Temps de lecture: 2 minutes
Les personnes extraverties me fatiguent.
Elles parlent fort, elles ont un avis sur tout et tiennent à vous le faire savoir, elles causent et causent encore –on a l'impression que le silence leur apparaît comme la pire des offenses– elles s'agitent dans tous les sens et ne connaissent pas le repos, elles pensent à haute voix en un débit saccadé qui jamais ne s'interrompt, elles distribuent les bons comme les mauvais points dans un déluge de commentaires assourdissants et quand on les supplie d'arrêter avec leur diarrhée verbale elles se vexent avant de repartir de plus belle.
Parfois on aimerait les gifler mais on n'ose pas; on a des pudeurs.

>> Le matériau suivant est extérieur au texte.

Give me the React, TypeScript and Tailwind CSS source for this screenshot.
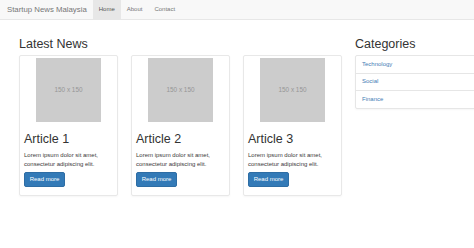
import React from "react";

const articles = ["Article 1", "Article 2", "Article 3"];
const categories = ["Technology", "Social", "Finance"];

export default function App() {
  return (
    <div
      className="w-[474px] h-[248px] overflow-hidden bg-white text-[#333]"
      style={{ fontFamily: '"Liberation Sans", Arial, sans-serif' }}
    >
      <nav className="flex h-[20px] items-stretch border-b border-[#e7e7e7] bg-[#f8f8f8]">
        <div className="flex items-center pl-[7px] pr-[6px] text-[7.8px] text-[#777]">
          Startup News Malaysia
        </div>
        <div className="flex items-stretch text-[6px]">
          <div className="flex items-center bg-[#e7e7e7] px-[6px] text-[#555]">Home</div>
          <div className="flex items-center px-[6px] text-[#777]">About</div>
          <div className="flex items-center px-[6px] text-[#777]">Contact</div>
        </div>
      </nav>

      <div className="flex pl-[19px] pt-[17px]">
        <div className="w-[323px]">
          <h2 className="h-[14px] text-[12.5px] leading-[14px] font-normal">Latest News</h2>
          <div className="mt-[4px] flex gap-[13px]">
            {articles.map((a) => (
              <div
                key={a}
                className="w-[99px] rounded-[2px] border border-[#e8e8e8] p-[2px] shadow-[0_1px_2px_rgba(0,0,0,0.04)]"
              >
                <div className="mx-auto flex h-[64px] w-[65px] items-center justify-center bg-[#cccccc] text-[6.4px] text-[#969696]">
                  150 x 150
                </div>
                <div className="px-[2px] pb-[6px]">
                  <h3 className="mt-[10px] h-[14px] text-[12.5px] leading-[14px] font-normal">{a}</h3>
                  <p className="mt-[5px] text-[6px] leading-[8.5px] text-[#3a3a3a]">
                    Lorem ipsum dolor sit amet,
                    <br />
                    consectetur adipiscing elit.
                  </p>
                  <button className="mt-[4px] flex h-[15px] w-[41px] items-center justify-center rounded-[2px] border border-[#2e6da4] bg-[#337ab7] text-[6px] text-white">
                    Read more
                  </button>
                </div>
              </div>
            ))}
          </div>
        </div>

        <div className="ml-[13px] w-[150px] shrink-0">
          <h2 className="h-[14px] text-[12.5px] leading-[14px] font-normal">Categories</h2>
          <div className="mt-[4px] rounded-[2px] border border-[#e6e6e6] shadow-[0_1px_2px_rgba(0,0,0,0.04)]">
            {categories.map((c, i) => (
              <div
                key={c}
                className={
                  i === 0
                    ? "flex h-[16.5px] items-center px-[6px] text-[6px] text-[#3f7db5]"
                    : "flex h-[17.5px] items-center border-t border-[#e6e6e6] px-[6px] text-[6px] text-[#3f7db5]"
                }
              >
                {c}
              </div>
            ))}
          </div>
        </div>
      </div>
    </div>
  );
}
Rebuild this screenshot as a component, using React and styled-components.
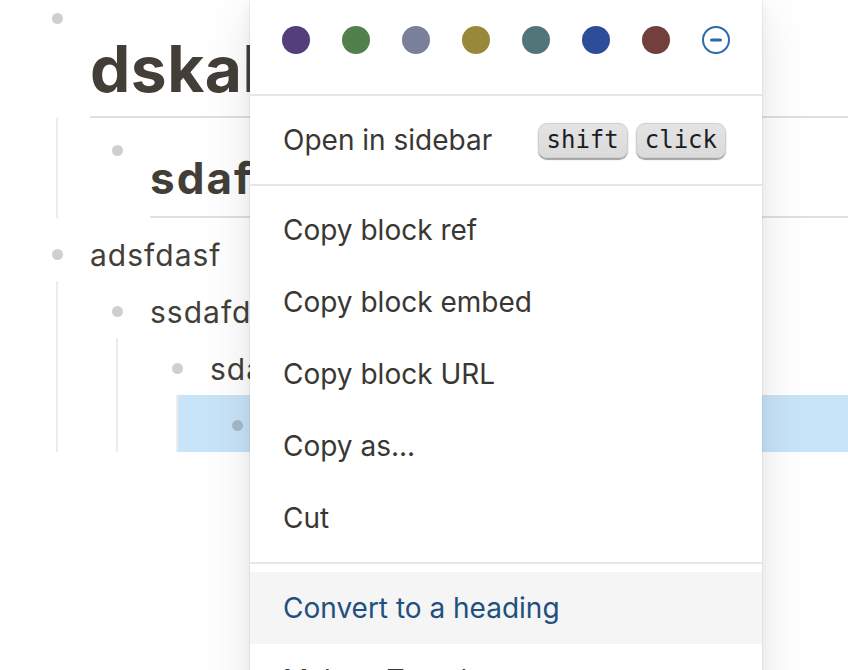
import React from 'react';
import styled, { createGlobalStyle } from 'styled-components';

const GlobalStyle = createGlobalStyle`
  body {
    margin: 0;
    background: #ffffff;
    font-family: Inter, 'Noto Sans', sans-serif;
  }
`;

const Page = styled.div`
  position: relative;
  height: 670px;
  overflow: hidden;
  background: #ffffff;
`;

const Outline = styled.div`
  padding-left: 2px;
  color: #433f38;
`;

const BlockWrap = styled.div`
  padding-left: ${(p) => (p.$nested ? '4px' : '0')};
  background: ${(p) => (p.$selected ? '#c8e4f9' : 'transparent')};
`;

const Row = styled.div`
  display: flex;
  margin-bottom: ${(p) => (p.$kind === 'h2' ? '6px' : '0')};
`;

const BulletCell = styled.div`
  width: 88px;
  flex-shrink: 0;
  padding-left: 50px;
  box-sizing: border-box;
`;

const Bullet = styled.span`
  display: block;
  width: 11px;
  height: 11px;
  border-radius: 50%;
  margin-top: ${(p) => p.$top}px;
  background: ${(p) => (p.$selected ? '#a8bac8' : '#cfcfcf')};
`;

const Heading1 = styled.div`
  flex: 1;
  font-size: 64px;
  font-weight: 700;
  line-height: 77px;
  letter-spacing: 0.5px;
  padding: 30px 0 9px;
  border-bottom: 2px solid #e0e0e0;
  white-space: nowrap;
`;

const Heading2 = styled.div`
  flex: 1;
  font-size: 44px;
  font-weight: 700;
  line-height: 53px;
  letter-spacing: 2px;
  padding: 34px 0 11px;
  border-bottom: 2px solid #e0e0e0;
  white-space: nowrap;
`;

const Text = styled.div`
  flex: 1;
  height: 57px;
  box-sizing: border-box;
  font-size: 30px;
  line-height: 51px;
  letter-spacing: 1px;
  padding-top: 6px;
  white-space: nowrap;
`;

const Children = styled.div`
  margin-left: 54px;
  border-left: 2px solid #ececec;
`;

const bulletTop = { h1: 13, h2: 27, text: 25 };

const Block = ({ node, nested }) => {
  const kind = node.kind || 'text';
  const Content = kind === 'h1' ? Heading1 : kind === 'h2' ? Heading2 : Text;
  return (
    <BlockWrap $nested={nested} $selected={node.selected}>
      <Row $kind={kind}>
        <BulletCell>
          <Bullet $top={bulletTop[kind]} $selected={node.selected} />
        </BulletCell>
        <Content>{node.text}</Content>
      </Row>
      {node.children && (
        <Children>
          {node.children.map((c, i) => (
            <Block key={i} node={c} nested />
          ))}
        </Children>
      )}
    </BlockWrap>
  );
};

const tree = [
  { text: 'dskal', kind: 'h1', children: [{ text: 'sdaf', kind: 'h2' }] },
  {
    text: 'adsfdasf',
    children: [
      {
        text: 'ssdafd',
        children: [{ text: 'sda', children: [{ text: '', selected: true }] }],
      },
    ],
  },
];

/* context menu */

const Menu = styled.div`
  position: absolute;
  top: 0;
  left: 250px;
  width: 512px;
  height: 780px;
  background: #ffffff;
  box-shadow: 0 0 0 1px rgba(16, 22, 26, 0.04), 0 4px 10px rgba(16, 22, 26, 0.06),
    0 12px 48px rgba(16, 22, 26, 0.11);
  color: #3a3732;
`;

const ColorRow = styled.div`
  display: flex;
  gap: 32px;
  height: 94px;
  box-sizing: border-box;
  padding: 26px 0 0 32px;
`;

const Swatch = styled.span`
  width: 28px;
  height: 28px;
  border-radius: 50%;
  background: ${(p) => p.$color};
`;

const Divider = styled.div`
  height: 2px;
  background: #e6e6e6;
`;

const SidebarRow = styled.div`
  display: flex;
  align-items: center;
  justify-content: space-between;
  height: 88px;
  padding: 0 36px 0 33px;
  font-size: 28px;
`;

const Keys = styled.div`
  display: flex;
  gap: 8px;
`;

const Kbd = styled.kbd`
  display: inline-block;
  height: 35px;
  box-sizing: border-box;
  padding: 0 8px;
  border-radius: 9px;
  background: linear-gradient(#e4e4e4, #dadada);
  border: 1px solid #d0d0d0;
  box-shadow: 0 2px 1px #a3a3a3, 0 0 2px rgba(0, 0, 0, 0.08);
  font-family: 'DejaVu Sans Mono', monospace;
  font-size: 24px;
  line-height: 33px;
  color: #182026;
`;

const ItemList = styled.div`
  padding: 8px 0;
`;

const Item = styled.div`
  display: flex;
  align-items: center;
  height: 72px;
  padding-left: 33px;
  font-size: 28px;
  white-space: nowrap;
  background: ${(p) => (p.$active ? '#f5f5f5' : 'transparent')};
  color: ${(p) => (p.$active ? '#20507e' : 'inherit')};
`;

const MinusIcon = () => (
  <svg width="28" height="28" viewBox="0 0 28 28">
    <circle cx="14" cy="14" r="13" fill="none" stroke="#2d6aa9" strokeWidth="2" />
    <line x1="9.5" y1="14" x2="18.5" y2="14" stroke="#2d6aa9" strokeWidth="3" strokeLinecap="round" />
  </svg>
);

const colors = ['#553e7c', '#52804c', '#7a809a', '#978939', '#527678', '#2e4d98', '#733f3c'];

const ContextMenu = () => (
  <Menu>
    <ColorRow>
      {colors.map((c) => (
        <Swatch key={c} $color={c} />
      ))}
      <MinusIcon />
    </ColorRow>
    <Divider />
    <SidebarRow>
      Open in sidebar
      <Keys>
        <Kbd>shift</Kbd>
        <Kbd>click</Kbd>
      </Keys>
    </SidebarRow>
    <Divider />
    <ItemList>
      <Item>Copy block ref</Item>
      <Item>Copy block embed</Item>
      <Item>Copy block URL</Item>
      <Item>Copy as...</Item>
      <Item>Cut</Item>
    </ItemList>
    <Divider />
    <ItemList>
      <Item $active>Convert to a heading</Item>
      <Item>Make a Template</Item>
    </ItemList>
  </Menu>
);

export default function App() {
  return (
    <Page>
      <GlobalStyle />
      <Outline>
        {tree.map((n, i) => (
          <Block key={i} node={n} />
        ))}
      </Outline>
      <ContextMenu />
    </Page>
  );
}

Moi qui peut rester des journées entières sans voir quiconque, quand j'en aperçois une au loin qui s'avance à ma rencontre, avec dans le regard cette exaltation de l'âme qui trahit sa fébrilité intérieure, je fuis, je disparais, je rebrousse chemin et jamais ne me retourne.
Je sais trop que si d'aventure j'engageais la conversation avec elle, j'en ressortirais essoré, vidé, épuisé, comme si je venais de passer un long moment dans le tambour d'une machine à laver rendue folle par un dysfonctionnement interne: ce serait comme de manger un couscous à la table d'un séfarade qui, entre deux bouchées bien huileuses, avec force détails et moult gestes, vous raconteraient ses dernières vacances à Deauville ou à Juan-les-Pins.
Courage fuyons.
Tais-toi quand tu parles
Non moi j'aime le doux calme de l'introverti, de celui ou celle qui peut rester des heures assise sur une chaise sans prononcer la moindre parole, calme et tranquille, réservée et un brin timide, si douce et paisible que les heures glissent sur elle comme des perles d'eau sur la robe d'un cygne (!!!), dans ce chuchotement du temps qui jamais ne n'affole mais confie aux aiguilles de l'horloge le soin de le transporter un peu plus loin.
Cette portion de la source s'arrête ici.